About 550 Marines from the 1st Marine Division at Twentynine Palms are awaiting orders to form a task force to help fight fires in San Diego County.

Two Navy MH-60 aircraft are operating in support of local firefighting efforts.

One Marine CH-46 and three CH-53 helicopters are on stand by at Marine Corps Air Station Miramar.

One additional helicopter is on standby at Camp Pendleton.

Six fire trucks each deployed by the Marine Corps and Navy to support local firefighting efforts.

One Navy brush truck is supporting local firefighting efforts.
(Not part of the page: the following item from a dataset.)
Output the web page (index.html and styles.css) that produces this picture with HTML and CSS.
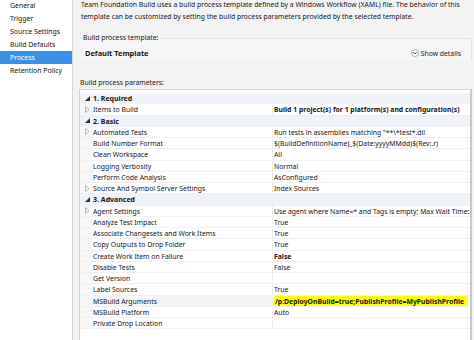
FILE: index.html
```html
<!DOCTYPE html>
<html lang="en">
<head>
    <meta charset="UTF-8">
    <title>Build Definition - Process</title>
    <link rel="stylesheet" href="styles.css">
</head>
<body>

<nav class="side-nav">
    <div class="nav-item">General</div>
    <div class="nav-item">Trigger</div>
    <div class="nav-item">Source Settings</div>
    <div class="nav-item">Build Defaults</div>
    <div class="nav-item active">Process</div>
    <div class="nav-item">Retention Policy</div>
</nav>

<main class="content">
    <p class="intro">Team Foundation Build uses a build process template defined by a Windows Workflow (XAML) file. The behavior of this template can be customized by setting the build process parameters provided by the selected template.</p>

    <fieldset class="template-box">
        <legend>Build process template:</legend>
        <div class="template-row">
            <span class="template-name">Default Template</span>
            <span class="show-details">
                <svg width="8" height="8" viewBox="0 0 8 8">
                    <circle cx="4" cy="4" r="3.5" fill="#fff" stroke="#9a9a9a" stroke-width="0.8"/>
                    <path d="M2.3 3.2 L4 4.9 L5.7 3.2" fill="none" stroke="#333" stroke-width="1"/>
                </svg>
                Show details
            </span>
        </div>
    </fieldset>

    <div class="params-label">Build process parameters:</div>

    <div class="prop-grid">
        <div class="row group"><span class="glyph"><svg width="5" height="5" viewBox="0 0 5 5"><polygon points="5,0 5,5 0,5" fill="#333"/></svg></span><span class="name">1. Required</span><span class="value"></span></div>
        <div class="row"><span class="glyph"><svg width="5" height="7" viewBox="0 0 5 7"><polygon points="0.5,0.5 4,3.5 0.5,6.5" fill="none" stroke="#a8a8a8" stroke-width="0.8"/></svg></span><span class="name">Items to Build</span><span class="value bold">Build 1 project(s) for 1 platform(s) and configuration(s)</span></div>
        <div class="row group"><span class="glyph"><svg width="5" height="5" viewBox="0 0 5 5"><polygon points="5,0 5,5 0,5" fill="#333"/></svg></span><span class="name">2. Basic</span><span class="value"></span></div>
        <div class="row"><span class="glyph"><svg width="5" height="7" viewBox="0 0 5 7"><polygon points="0.5,0.5 4,3.5 0.5,6.5" fill="none" stroke="#a8a8a8" stroke-width="0.8"/></svg></span><span class="name">Automated Tests</span><span class="value">Run tests in assemblies matching "**\*test*.dll</span></div>
        <div class="row"><span class="glyph"></span><span class="name">Build Number Format</span><span class="value">$(BuildDefinitionName)_$(Date:yyyyMMdd)$(Rev:.r)</span></div>
        <div class="row"><span class="glyph"></span><span class="name">Clean Workspace</span><span class="value">All</span></div>
        <div class="row"><span class="glyph"></span><span class="name">Logging Verbosity</span><span class="value">Normal</span></div>
        <div class="row"><span class="glyph"></span><span class="name">Perform Code Analysis</span><span class="value">AsConfigured</span></div>
        <div class="row"><span class="glyph"><svg width="5" height="7" viewBox="0 0 5 7"><polygon points="0.5,0.5 4,3.5 0.5,6.5" fill="none" stroke="#a8a8a8" stroke-width="0.8"/></svg></span><span class="name">Source And Symbol Server Settings</span><span class="value">Index Sources</span></div>
        <div class="row group"><span class="glyph"><svg width="5" height="5" viewBox="0 0 5 5"><polygon points="5,0 5,5 0,5" fill="#333"/></svg></span><span class="name">3. Advanced</span><span class="value"></span></div>
        <div class="row"><span class="glyph"><svg width="5" height="7" viewBox="0 0 5 7"><polygon points="0.5,0.5 4,3.5 0.5,6.5" fill="none" stroke="#a8a8a8" stroke-width="0.8"/></svg></span><span class="name">Agent Settings</span><span class="value">Use agent where Name=* and Tags is empty; Max Wait Time: 04:00:00</span></div>
        <div class="row"><span class="glyph"></span><span class="name">Analyze Test Impact</span><span class="value">True</span></div>
        <div class="row"><span class="glyph"></span><span class="name">Associate Changesets and Work Items</span><span class="value">True</span></div>
        <div class="row"><span class="glyph"></span><span class="name">Copy Outputs to Drop Folder</span><span class="value">True</span></div>
        <div class="row"><span class="glyph"></span><span class="name">Create Work Item on Failure</span><span class="value bold">False</span></div>
        <div class="row"><span class="glyph"></span><span class="name">Disable Tests</span><span class="value">False</span></div>
        <div class="row"><span class="glyph"></span><span class="name">Get Version</span><span class="value"></span></div>
        <div class="row"><span class="glyph"></span><span class="name">Label Sources</span><span class="value">True</span></div>
        <div class="row selected"><span class="glyph"></span><span class="name">MSBuild Arguments</span><span class="value bold"><span class="marker">/p:DeployOnBuild=true;PublishProfile=MyPublishProfile</span></span></div>
        <div class="row"><span class="glyph"></span><span class="name">MSBuild Platform</span><span class="value">Auto</span></div>
        <div class="row"><span class="glyph"></span><span class="name">Private Drop Location</span><span class="value"></span></div>
    </div>
</main>

</body>
</html>
```

FILE: styles.css
```css
body {
    margin: 0;
    padding: 0;
    display: flex;
    height: 340px;
    overflow: hidden;
    font-family: "Noto Sans", sans-serif;
    font-size: 6.85px;
    color: #161616;
    background-color: #f3f3f3;
}

/* Left navigation */
.side-nav {
    width: 72px;
    flex-shrink: 0;
    background-color: #fff;
    border-right: 1px solid #d6d6d6;
    margin-top: -1px;
    font-size: 6.9px;
}
.nav-item {
    height: 13px;
    line-height: 13px;
    padding-left: 10px;
    white-space: nowrap;
}
.nav-item.active {
    background-color: #3a90e6;
    color: #fff;
}

/* Right content */
.content {
    flex: 1;
    min-width: 0;
    display: flex;
    flex-direction: column;
    padding: 0 2px 0 6px;
}
.intro {
    margin: -1px 0 0 2px;
    line-height: 12px;
}

.template-box {
    margin: 10px 0 0 1px;
    padding: 0 8px 0 5px;
    border: 1px solid #e2e2e2;
    border-left: none;
    border-bottom: none;
    background-color: #f6f6f6;
    height: 26px;
    flex-shrink: 0;
}
.template-box legend {
    padding: 0 2px 0 0;
    margin-left: -2px;
    line-height: 10px;
}
.template-row {
    display: flex;
    justify-content: space-between;
    align-items: center;
    margin-top: 5px;
}
.template-name {
    font-weight: bold;
    font-size: 7.4px;
}
.show-details {
    display: flex;
    align-items: center;
    gap: 2px;
    margin-right: 2px;
}

.params-label {
    margin: 18px 0 0 1px;
    line-height: 10px;
}

/* Property grid */
.prop-grid {
    flex: 1;
    min-height: 0;
    overflow: hidden;
    margin-top: 1px;
    background-color: #fff;
    border: 1px solid #d2d2d2;
    border-bottom: none;
    border-right: 2px solid #c8c8c8;
    padding-top: 3px;
}
.row {
    display: grid;
    grid-template-columns: 13px 179px 1fr;
    height: 11.25px;
    line-height: 11px;
    box-sizing: border-box;
    border-bottom: 1px solid #f0f0f0;
    white-space: nowrap;
}
.row .glyph {
    display: flex;
    align-items: center;
    justify-content: flex-end;
    padding-right: 3px;
    background-color: #f7f7f7;
}
.row .name {
    overflow: hidden;
}
.row .value {
    overflow: hidden;
    border-left: 1px solid #ececec;
    padding-left: 1px;
}
.row.group {
    background-color: #eff2f6;
    font-weight: bold;
    font-size: 7px;
    border-bottom-color: #eff2f6;
}
.row.group .glyph {
    background-color: transparent;
}
.row.group .value {
    border-left: none;
}
.row.selected .name {
    background-color: #f3f5f9;
}
.bold {
    font-weight: bold;
}
.marker {
    background-color: #ffff00;
    border-radius: 6px 3px 6px 4px;
    padding: 2px 3px 2px 1px;
    box-shadow: 0 0 1px 1px #ffff00;
}
```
Military Installations in danger:

Camp Pendleton

San Diego Marine Recruit Depot

Miramar Marine Corps Air Station

Military Evacuation Centers:

Naval Base San Diego gymnasium, with room for about 500 people.

Naval Amphibious Base Coronado, a 500-person tent city

Naval Air Station El Centro, space for 442 persons

Naval Logistics Center at Point Mugu, cots and tents available if requested.

Qualcomm Stadium, home of the National Football League’s San Diego Chargers, has 500 costs for Navy personnel

Other actions taken to protect military personnel:

At port in San Diego, a Navy Aegis cruiser, a guided-missile destroyer and two fast frigates are delaying planned floats and remaining in port to support evacuation and movement of family members if necessary.

Navy commanders have issued orders that all sailors ashore in barracks will move aboard ships to provide room for evacuees.